While there is a current Western-imposed cap of $44 a barrel on the Russian oil price, it applies only when using Western banks, insurance and tankers. To avoid this cap, Putin uses his “shadow fleet”, an armada of about 1,200 ships, the largest such covert operation in maritime history. Even selling at a discount, Russian oil should currently fetch $80 a barrel from deliveries to India and China. Not paying for insurance or even for the upkeep of the often-unsafe vessels may make Russia another $5-$6 per barrel. Every little helps.

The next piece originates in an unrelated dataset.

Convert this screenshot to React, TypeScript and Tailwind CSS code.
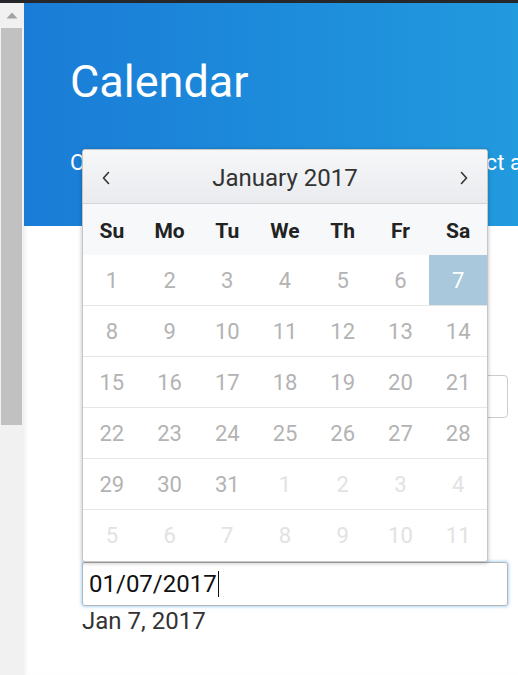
import React from "react";

type Day = { n: number; muted?: boolean; selected?: boolean };

const weekdays = ["Su", "Mo", "Tu", "We", "Th", "Fr", "Sa"];

function buildWeeks(): Day[][] {
  const days: Day[] = [];
  for (let i = 1; i <= 31; i++) days.push({ n: i, selected: i === 7 });
  for (let i = 1; i <= 11; i++) days.push({ n: i, muted: true });
  const weeks: Day[][] = [];
  for (let w = 0; w < 6; w++) weeks.push(days.slice(w * 7, w * 7 + 7));
  return weeks;
}

function Chevron({ dir }: { dir: "left" | "right" }) {
  return (
    <svg width="10" height="14" viewBox="0 0 10 14" fill="none">
      <polyline
        points={dir === "left" ? "7.5,1.5 2.5,7 7.5,12.5" : "2.5,1.5 7.5,7 2.5,12.5"}
        stroke="#333"
        strokeWidth="1.6"
        strokeLinecap="round"
        strokeLinejoin="round"
      />
    </svg>
  );
}

function DatePopup() {
  const weeks = buildWeeks();
  return (
    <div className="absolute left-[58px] top-[146px] w-[406px] overflow-hidden rounded-[3px] border border-[#c6c6c6] bg-white shadow-[0_1px_4px_rgba(0,0,0,0.28)]">
      <div className="flex h-[54px] items-center justify-between border-b border-[#d3d5d9] bg-gradient-to-b from-[#f6f7f9] to-[#eaebee] px-[18px] pt-[2px]">
        <Chevron dir="left" />
        <span className="text-[24px] leading-none text-[#333]">January 2017</span>
        <Chevron dir="right" />
      </div>
      <div className="grid h-[51px] grid-cols-7 items-center bg-[#f7f8fa] pt-[3px]">
        {weekdays.map((d) => (
          <span key={d} className="text-center text-[21px] font-bold leading-none text-[#222]">
            {d}
          </span>
        ))}
      </div>
      {weeks.map((week, wi) => (
        <div
          key={wi}
          className={`grid h-[51px] grid-cols-7 ${wi < 5 ? "border-b border-[#e6e6e6]" : ""}`}
        >
          {week.map((day, di) => (
            <div
              key={di}
              className={`flex items-center justify-center text-[22px] ${
                day.selected
                  ? "bg-[#a9c8dc] text-white"
                  : day.muted
                  ? "text-[#e2e2e2]"
                  : "text-[#b3b3b3]"
              }`}
            >
              {day.n}
            </div>
          ))}
        </div>
      ))}
    </div>
  );
}

function Scrollbar() {
  return (
    <div className="flex w-[24px] shrink-0 flex-col bg-[#f1f1f1]">
      <div className="flex h-[25px] items-center justify-center">
        <svg width="12" height="7" viewBox="0 0 12 7">
          <polygon points="6,0.5 11.5,6.5 0.5,6.5" fill="#a3a3a3" />
        </svg>
      </div>
      <div className="ml-[1px] h-[397px] w-[21px] bg-[#c1c1c1]" />
    </div>
  );
}

export default function App() {
  return (
    <div
      className="flex h-[675px] w-[518px] flex-col overflow-hidden bg-white"
      style={{ fontFamily: "Roboto, 'Liberation Sans', sans-serif" }}
    >
      <div className="h-[3px] shrink-0 bg-[#25272b]" />
      <div className="flex flex-1">
        <Scrollbar />
        <div className="relative flex-1 overflow-hidden shadow-[inset_4px_0_4px_-3px_rgba(0,0,0,0.08)]">
          <div className="h-[223px] bg-gradient-to-r from-[#1a7cd7] to-[#229ade] pl-[46px] pt-[56px] text-white">
            <h1 className="text-[45px] leading-none">Calendar</h1>
            <p className="mt-[48px] whitespace-nowrap text-[22px] leading-none tracking-[0.15px]">
              Open this date picker below, and then select a date.
            </p>
          </div>
          <div className="pl-[58px] pr-[10px]">
            <div className="mt-[149px] h-[43px] rounded-[4px] border border-[#cccccc]" />
            <div className="mt-[144px] flex h-[44px] items-center rounded-[3px] border border-[#b5b5b5] px-[6px] shadow-[0_0_3px_1px_rgba(110,180,240,0.55)]">
              <span className="text-[24px] leading-none text-[#111]">01/07/2017</span>
              <span className="ml-[1px] h-[26px] w-[1px] bg-[#111]" />
            </div>
            <div className="mt-[1px] text-[24px] leading-[28px] text-[#333]">Jan 7, 2017</div>
          </div>
          <DatePopup />
        </div>
      </div>
    </div>
  );
}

But this boon is dwarfed by the downsides of the war in Iran for Putin. His dreams of building an alternative alliance system to counter the West are being dismantled, one dictatorship at a time, by Donald Trump, who has been treating him as if he were an irrelevance on a par with Sir Keir Starmer.
Yes, on Monday, Trump and Putin spoke about the war. This has led to some concern that the Kremlin is once again influencing the US president’s thinking. But let’s not get ahead of ourselves. One polite telephone call doesn’t change the fundamentals: it’s not just the loss of allies that damages Putin, but the perception that he’s powerless to save them.

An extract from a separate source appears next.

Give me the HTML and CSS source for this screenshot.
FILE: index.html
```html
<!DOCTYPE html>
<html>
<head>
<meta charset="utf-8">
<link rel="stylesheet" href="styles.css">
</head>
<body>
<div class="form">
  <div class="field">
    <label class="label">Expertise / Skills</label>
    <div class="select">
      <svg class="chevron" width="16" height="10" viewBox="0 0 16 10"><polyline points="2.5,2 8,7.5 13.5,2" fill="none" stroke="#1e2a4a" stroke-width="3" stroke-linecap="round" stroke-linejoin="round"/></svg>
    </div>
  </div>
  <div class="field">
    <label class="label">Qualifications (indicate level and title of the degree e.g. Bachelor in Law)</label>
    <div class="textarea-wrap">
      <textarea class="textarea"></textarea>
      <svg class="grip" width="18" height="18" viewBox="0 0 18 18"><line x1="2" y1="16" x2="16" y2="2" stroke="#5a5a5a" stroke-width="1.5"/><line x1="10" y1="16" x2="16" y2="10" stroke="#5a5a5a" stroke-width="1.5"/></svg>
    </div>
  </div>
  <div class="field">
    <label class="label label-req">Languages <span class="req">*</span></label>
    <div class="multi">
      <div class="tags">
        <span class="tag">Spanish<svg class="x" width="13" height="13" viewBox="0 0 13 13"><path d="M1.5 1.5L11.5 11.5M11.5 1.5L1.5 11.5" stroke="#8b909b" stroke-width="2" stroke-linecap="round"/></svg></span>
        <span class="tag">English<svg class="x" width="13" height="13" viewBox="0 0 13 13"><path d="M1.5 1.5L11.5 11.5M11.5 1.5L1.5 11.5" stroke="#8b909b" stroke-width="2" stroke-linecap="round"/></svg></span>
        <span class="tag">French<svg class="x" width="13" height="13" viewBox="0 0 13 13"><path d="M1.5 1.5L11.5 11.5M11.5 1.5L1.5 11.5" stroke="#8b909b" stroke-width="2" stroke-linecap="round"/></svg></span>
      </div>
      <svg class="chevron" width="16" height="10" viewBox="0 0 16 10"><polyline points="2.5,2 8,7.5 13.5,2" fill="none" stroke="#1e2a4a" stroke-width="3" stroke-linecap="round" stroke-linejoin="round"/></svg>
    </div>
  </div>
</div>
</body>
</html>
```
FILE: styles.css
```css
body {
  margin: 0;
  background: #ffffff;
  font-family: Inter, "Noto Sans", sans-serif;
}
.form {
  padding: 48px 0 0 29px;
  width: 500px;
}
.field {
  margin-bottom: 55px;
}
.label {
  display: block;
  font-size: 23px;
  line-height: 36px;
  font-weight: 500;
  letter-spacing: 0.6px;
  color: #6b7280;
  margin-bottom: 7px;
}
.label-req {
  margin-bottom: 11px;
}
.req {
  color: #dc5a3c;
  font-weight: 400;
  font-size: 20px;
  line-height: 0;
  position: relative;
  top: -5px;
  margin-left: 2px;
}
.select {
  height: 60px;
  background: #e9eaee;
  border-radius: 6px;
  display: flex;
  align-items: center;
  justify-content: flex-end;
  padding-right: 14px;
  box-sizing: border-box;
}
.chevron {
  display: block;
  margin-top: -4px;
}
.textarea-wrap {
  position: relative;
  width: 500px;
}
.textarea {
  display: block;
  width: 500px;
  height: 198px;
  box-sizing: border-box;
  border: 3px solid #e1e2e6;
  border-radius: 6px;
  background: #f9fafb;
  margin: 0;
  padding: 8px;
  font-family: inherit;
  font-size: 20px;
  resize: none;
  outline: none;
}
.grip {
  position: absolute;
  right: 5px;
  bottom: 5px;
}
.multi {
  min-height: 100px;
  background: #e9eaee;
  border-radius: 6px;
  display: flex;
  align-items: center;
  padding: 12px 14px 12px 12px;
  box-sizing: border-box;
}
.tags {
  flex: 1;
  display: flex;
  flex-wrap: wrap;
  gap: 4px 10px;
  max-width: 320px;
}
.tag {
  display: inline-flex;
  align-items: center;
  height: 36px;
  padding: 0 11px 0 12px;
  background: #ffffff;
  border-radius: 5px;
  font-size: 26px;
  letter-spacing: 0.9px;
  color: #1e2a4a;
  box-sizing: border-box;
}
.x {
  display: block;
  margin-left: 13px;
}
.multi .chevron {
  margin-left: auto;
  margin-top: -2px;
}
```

Two key partner regimes, Venezuela and now Iran, have been partly decapitated. The fall of socialism in Cuba, an island which, in Putin’s mind, sits at the heart of Moscow’s overseas alliances, is surely only a matter of time.
Yet his hands are tied. Putin has invested so much in trying to co-opt Trump and the US negotiating team over Ukraine that he cannot be seen to treat America as an enemy elsewhere now. The Kremlin wanted the US-Ukraine negotiations to be a new front in the operation – to gain the territory Russian soldiers failed to win on the battlefield. He hoped his influence would result in the US forcing Ukraine to surrender territory and cities; it hasn’t.
But Putin is so heavily invested in the Trump White House that his strategy is backfiring in other regions. His world is being shattered by the same US administration he tried to co-opt. Whether by accident or design, the US is helping to bury Russian power in the Middle East and Putin seems powerless to react.
He has little practical aid to offer, in any case. Putin must know that his superpower status is fake and would be swept aside if he dared to use what little military force Russia could muster to support Iran. Putin’s Russia can send some satellite information and verbal messages of congratulations to the ayatollahs, but short of endless boasting about nuclear weapons, Putin must know that he is a modern-day emperor with no clothes.
Consider the example of Syria, a Moscow client state since the late 1950s. Less than a decade ago, Putin’s forces successfully helped Bashar al-Assad cling to power in the country’s civil war, outmanoeuvring an indecisive West with a combination of a ruthless application of limited military force and swift diplomatic action. It was the high point of Russian global power, helping to convince Putin that Russia was back. When a British delegation visited Moscow shortly before the start of the Ukraine war, they were told by the Russian chief of staff that he commanded the second most powerful army on earth.
From zenith to nadir. By December 2024, as Assad’s regime was being overthrown, Putin stood by. Russia lacked the military capability even to defend one of its core allies.
Putin’s overreach in the Ukraine war has drained Russia’s global military and diplomatic leverage. While he can and will still threaten eastern Europe, his ability to deliver expeditionary forces over long distances is largely shot through, save for some semi-mercenary operations in Africa.
Russia has also lost much of its influence in Armenia and Azerbaijan in the Caucasus, replaced by the US and Turkey. Recent Iranian strikes on Azerbaijan are likely to have further complicated Putin’s calculations in the region. The Kremlin failed to support its Armenian ally during its conflict with Baku and has paid the price. A lesson for the UK in support of its Gulf allies now.
And in Central Asia, ruled from Moscow within living memory, China is (quietly) replacing Russia. Moscow cannot compete with Beijing’s wealth, especially as Putin can’t confront China while it needs it to replace lost Western markets. Putin has gambled on relationships that are now weakening, not strengthening, Russian power.
By the end of this decade, Putin risks strategic failure on many fronts – in Ukraine, in Central Asia and the Caucasus, and further afield in Venezuela, Syria and Iran. He loved to boast that Russia was one of the truly “sovereign” powers on earth. In reality, it is metamorphosing into a raw-material colony for China. It is an angry, atavistic threat to Ukraine and Europe, and an irrelevance elsewhere.
At the start of this century, Putin had grand plans to rebuild his nation. He reinvented a theory of war in which all the tools of the state, military and non-military, would be integrated as never before to take on the West. It was a strategically creative way of maximising Russia’s shrinking power. There were some notable wins. Yet such were Putin’s aims that, no matter how skilfully blended the tactics were, those ambitions were too great for a country with an economy the size of Spain’s.
It is foolish to write Putin off. He remains a danger and still has much destructive power. He is a ruthless manipulator, but his dreams of attaining a global status on a par with China and the US – a “Poundland superpower”, if you will – are tottering, if not falling, around him.